Republicans have struggled to balance conservatives’ demands for deeper spending cuts to reduce the impact on the deficit with moderate lawmakers’ concerns that the Medicaid cuts could hurt their constituents, including service cutbacks in rural areas.
The House Freedom Caucus, a group of hard-line conservatives who repeatedly threatened to withhold their support for the tax bill, has criticized the Senate version’s price tag.
“There’s a significant number who are concerned,” Republican Representative Chip Roy, a member of the Freedom Caucus, said of the Senate bill.
A group of more moderate House Republicans, especially those who represent lower-income areas, have objected to the steeper Medicaid cuts in the Senate’s plan.

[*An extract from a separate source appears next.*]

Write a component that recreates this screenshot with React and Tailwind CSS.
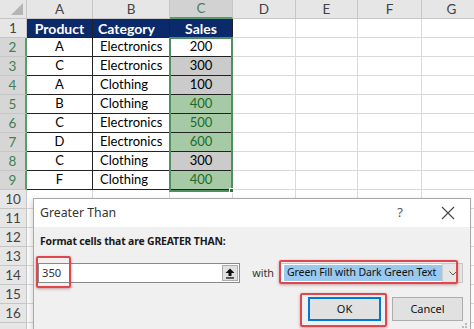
import React from "react";

const cols = ["A", "B", "C", "D", "E", "F", "G"];

const data = [
  ["A", "Electronics", 200],
  ["C", "Electronics", 300],
  ["A", "Clothing", 100],
  ["B", "Clothing", 400],
  ["C", "Electronics", 500],
  ["D", "Electronics", 600],
  ["C", "Clothing", 300],
  ["F", "Clothing", 400],
];

const RedBox = ({ className }) => (
  <div
    className={
      "absolute border-2 border-[#e0464c] rounded-[2px] shadow-[0_1px_3px_rgba(120,0,0,0.35)] pointer-events-none " +
      className
    }
  />
);

const Dialog = () => (
  <div className="absolute left-[33px] top-[198px] w-[438px] h-[133px] bg-[#f0f0f0] border border-[#a9a9a9] shadow-[-2px_2px_6px_rgba(0,0,0,0.15)] font-['Noto_Sans',sans-serif] text-[#1a1a1a]">
    <div className="h-[28px] bg-white flex items-center pl-[6px]">
      <span className="text-[12.3px] text-[#333]">Greater Than</span>
      <span className="ml-auto text-[13px] text-[#555] mr-[38px]">?</span>
      <svg width="14" height="14" viewBox="0 0 14 14" className="mr-[15px]">
        <path d="M1 1 L13 13 M13 1 L1 13" stroke="#444" strokeWidth="1.1" />
      </svg>
    </div>
    <div className="pl-[6px] pr-[7px] pt-[6px]">
      <div className="text-[10.4px] font-bold leading-[16px] tracking-[-0.15px]">
        Format cells that are GREATER THAN:
      </div>
      <div className="flex items-center mt-[14px] -ml-[2px]">
        <div className="w-[207px] h-[20px] bg-white border border-[#8a8a8a] flex items-center">
          <span className="text-[11.2px] pl-[3px] text-[#333]">350</span>
          <div className="ml-auto mr-[1px] w-[16px] h-[16px] bg-[#e1e1e1] border border-[#adadad] flex items-center justify-center">
            <svg width="10" height="11" viewBox="0 0 10 11">
              <path d="M5 0.5 L9.5 5 L6.5 5 L6.5 8 L3.5 8 L3.5 5 L0.5 5 Z" fill="#111" />
              <rect x="1" y="9.3" width="8" height="1.3" fill="#111" />
            </svg>
          </div>
        </div>
        <span className="ml-[12px] text-[10.8px] text-[#333]">with</span>
        <div className="ml-[6px] w-[184px] h-[20px] bg-white border border-[#c8c8c8] flex items-center">
          <div className="ml-[3px] w-[158px] h-[16px] bg-[#99c9ef] flex items-center pl-[3px] overflow-hidden">
            <span className="text-[10.5px] tracking-[-0.1px] whitespace-nowrap text-[#111]">Green Fill with Dark Green Text</span>
          </div>
          <div className="ml-auto w-[20px] h-full bg-[#e6e6e6] border-l border-[#d0d0d0] flex items-center justify-center">
            <svg width="8" height="5" viewBox="0 0 8 5">
              <path d="M0.5 0.5 L4 4 L7.5 0.5" stroke="#555" fill="none" strokeWidth="1" />
            </svg>
          </div>
        </div>
      </div>
      <div className="flex justify-end gap-[11px] mt-[14px]">
        <button className="w-[73px] h-[24px] bg-[#e1e1e1] border-2 border-[#0078d7] text-[11px] text-[#111]">
          OK
        </button>
        <button className="w-[71px] h-[24px] bg-[#e1e1e1] border border-[#adadad] text-[11px] text-[#111]">
          Cancel
        </button>
      </div>
    </div>
    <RedBox className="left-[2px] top-[57px] w-[35px] h-[32px]" />
    <RedBox className="left-[245px] top-[61px] w-[179px] h-[24px]" />
    <RedBox className="left-[266px] top-[94px] w-[87px] h-[34px]" />
    <div className="absolute right-[3px] bottom-[2px] flex flex-col items-end gap-[1px]">
      <div className="w-[2px] h-[2px] bg-[#bbb]" />
      <div className="flex gap-[1px]">
        <div className="w-[2px] h-[2px] bg-[#bbb]" />
        <div className="w-[2px] h-[2px] bg-[#bbb]" />
      </div>
    </div>
  </div>
);

export default function App() {
  const headerCell = "h-[19px] bg-[#e6e6e6] border-r border-b border-[#c6c6c6] flex items-center justify-center text-[13.5px] text-[#444]";
  const plain = "h-[19px] bg-white border-r border-b border-[#dadada]";
  const table = "h-[19px] border-r border-b border-[#222] flex items-center text-[13px] whitespace-nowrap";

  const rows = [];
  for (let r = 1; r <= 17; r++) {
    const sel = r >= 2 && r <= 9;
    rows.push(
      <div
        key={"h" + r}
        className={
          "h-[19px] border-b flex items-center justify-center text-[13.5px] " +
          (sel
            ? "bg-[#d6d6d6] border-r-2 border-r-[#5a9a6a] border-b-[#c6c6c6] text-[#3f7f52]"
            : "bg-[#e6e6e6] border-r border-[#c6c6c6] text-[#444]")
        }
      >
        {r < 17 ? r : ""}
      </div>
    );
    if (r === 1) {
      rows.push(
        <div key="1a" className={table + " bg-[#0b2a6b] text-white font-bold justify-center text-[14px]"}>Product</div>,
        <div key="1b" className={table + " bg-[#0b2a6b] text-white font-bold pl-[5px] text-[14px]"}>Category</div>,
        <div key="1c" className={table + " bg-[#0b2a6b] text-white font-bold justify-center text-[14px]"}>Sales</div>
      );
    } else if (sel) {
      const [p, c, s] = data[r - 2];
      const fill = s === 200 ? "bg-white text-black" : s > 350 ? "bg-[#a6c9a6] text-[#1f6b26]" : "bg-[#cbcbcb] text-black";
      rows.push(
        <div key={r + "a"} className={table + " bg-white justify-center text-black"}>{p}</div>,
        <div key={r + "b"} className={table + " bg-white pl-[7px] text-black"}>{c}</div>,
        <div key={r + "c"} className={table + " justify-center " + fill}>{s}</div>
      );
    } else {
      rows.push(
        <div key={r + "a"} className={plain} />,
        <div key={r + "b"} className={plain} />,
        <div key={r + "c"} className={plain} />
      );
    }
    ["d", "e", "f", "g"].forEach((k) => rows.push(<div key={r + k} className={plain} />));
  }

  return (
    <div className="relative w-[474px] h-[329px] overflow-hidden bg-white font-['Lato',sans-serif]">
      <div className="grid grid-cols-[27px_66px_77px_63px_63px_62px_64px_60px]">
        <div className={headerCell + " items-end justify-end"}>
          <svg width="14" height="14" viewBox="0 0 14 14" className="mr-[2px] mb-[2px]">
            <path d="M13 1 L13 13 L1 13 Z" fill="#b5b5b5" />
          </svg>
        </div>
        {cols.map((c) => (
          <div
            key={c}
            className={
              c === "C"
                ? "h-[19px] bg-[#d2d2d2] border-r border-[#c6c6c6] border-b-2 border-b-[#5a9a6a] flex items-center justify-center text-[13.5px] text-[#4a7f5a]"
                : headerCell
            }
          >
            {c}
          </div>
        ))}
        {rows}
      </div>
      {/* selection C2:C9 */}
      <div className="absolute left-[169px] top-[37px] w-[64px] h-[155px] border-2 border-[#4f8f60] pointer-events-none" />
      <div className="absolute left-[229px] top-[188px] w-[5px] h-[5px] bg-[#2f6f40] border border-white" />
      <Dialog />
    </div>
  );
}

Meanwhile, Republicans have faced separate concerns from a handful of House Republicans from high-tax states, including New York, New Jersey and California, who have demanded a larger tax break for state and local tax payments. The legislation has also drawn criticism from billionaire Elon Musk, the former Trump ally who has railed against the bill’s enormous cost and vowed to back challengers to Republican lawmakers in next year’s midterm elections.
House Democrats are expected to remain unanimously opposed to the bill.
“This is the largest assault on American health care in history,” House Democratic Leader Hakeem Jeffries told reporters. “It’s the largest assault on nutrition in American history.”
The Senate bill would deliver some of its biggest benefits to the top 1 percent of US households, earning $663,000 or more in 2025, according to the Tax Foundation. These high earners would gain the most from the bill’s tax cuts, the CBO has said. Independent analysts have said the bill’s tightening of eligibility for food and health safety net programs would effectively reduce poor Americans’ incomes and increase their costs for food and health care.
The nonpartisan Congressional Budget Office forecast that nearly 12 million more people would become uninsured under the Senate plan. The bill’s increase in the national debt effectively serves as a wealth transfer from younger to older Americans, nonpartisan analysts have said.
Senate Democratic Leader Chuck Schumer said the vote “covered this chamber in shame,” adding that the bill would be “ripping health care away from millions of Americans, taking the food out of the mouths of hungry kids.”
Republicans rejected the cost estimate generated by the CBO’s longstanding methodology and have argued the Medicaid cuts would only root out “waste, fraud and abuse” from the system.
Following the vote, Senate Majority Leader John Thune said the bill “will permanently extend tax relief for hard-working Americans...that will spur economic growth and more jobs and opportunities for American workers.”